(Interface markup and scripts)
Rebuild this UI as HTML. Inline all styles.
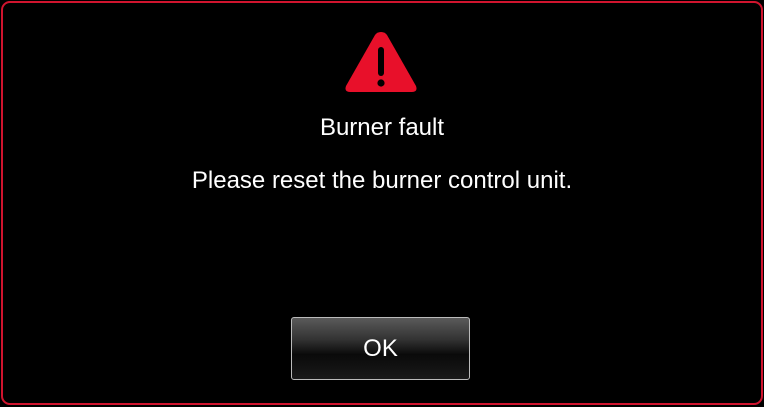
<!DOCTYPE html>
<html><head><style>
body{margin:0;width:764px;height:407px;background:#000;overflow:hidden;font-family:"Liberation Sans",sans-serif;}
.frame{position:absolute;left:1px;top:1px;width:758px;height:400px;border:2px solid #d0142e;border-radius:9px;}
.t{position:absolute;left:0;width:764px;text-align:center;color:#fff;font-size:24px;line-height:28px;}
.btn{position:absolute;left:291px;top:317px;width:177px;height:61px;border:1px solid #bbb;border-radius:3px;
background:linear-gradient(#5a5a5a 0%,#333 35%,#0a0a0a 60%,#1a1a1a 100%);color:#fff;font-size:24px;text-align:center;line-height:61px;}
</style></head><body>
<div class="frame"></div>
<svg style="position:absolute;left:343px;top:29px" width="76" height="66" viewBox="0 0 76 66">
<path d="M38 3 Q34 3 32 6 L3 57 Q1 63 7 63 L69 63 Q75 63 73 57 L44 6 Q42 3 38 3Z" fill="#e8102a"/>
<rect x="35" y="18" width="6" height="29" rx="3" fill="#000"/>
<circle cx="38" cy="54" r="3.6" fill="#000"/>
</svg>
<div class="t" style="top:114px">Burner fault</div>
<div class="t" style="top:167px">Please reset the burner control unit.</div>
<div class="btn">OK</div>
</body></html>
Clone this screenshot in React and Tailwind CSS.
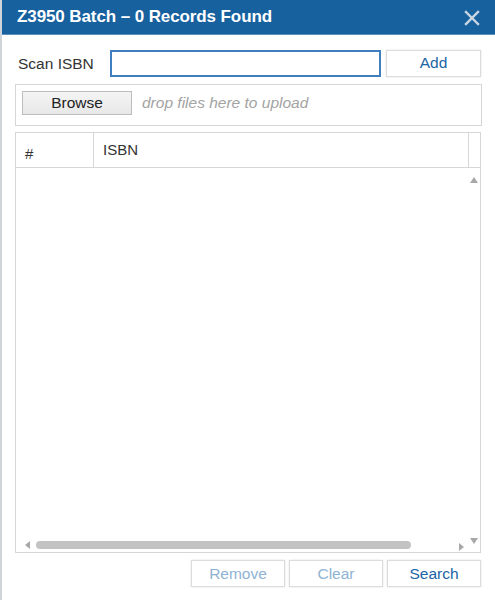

◆ TASK:
Repeat verbatim all the material, but not the pictures.

◆ EXERCISE OUTPUT:
Rebuild this UI as HTML. Inline all styles.
<!DOCTYPE html>
<html><head><style>
body{margin:0;width:764px;height:407px;background:#000;overflow:hidden;font-family:"Liberation Sans",sans-serif;}
.frame{position:absolute;left:1px;top:1px;width:758px;height:400px;border:2px solid #d0142e;border-radius:9px;}
.t{position:absolute;left:0;width:764px;text-align:center;color:#fff;font-size:24px;line-height:28px;}
.btn{position:absolute;left:291px;top:317px;width:177px;height:61px;border:1px solid #bbb;border-radius:3px;
background:linear-gradient(#5a5a5a 0%,#333 35%,#0a0a0a 60%,#1a1a1a 100%);color:#fff;font-size:24px;text-align:center;line-height:61px;}
</style></head><body>
<div class="frame"></div>
<svg style="position:absolute;left:343px;top:29px" width="76" height="66" viewBox="0 0 76 66">
<path d="M38 3 Q34 3 32 6 L3 57 Q1 63 7 63 L69 63 Q75 63 73 57 L44 6 Q42 3 38 3Z" fill="#e8102a"/>
<rect x="35" y="18" width="6" height="29" rx="3" fill="#000"/>
<circle cx="38" cy="54" r="3.6" fill="#000"/>
</svg>
<div class="t" style="top:114px">Burner fault</div>
<div class="t" style="top:167px">Please reset the burner control unit.</div>
<div class="btn">OK</div>
</body></html>
Clone this screenshot in React and Tailwind CSS.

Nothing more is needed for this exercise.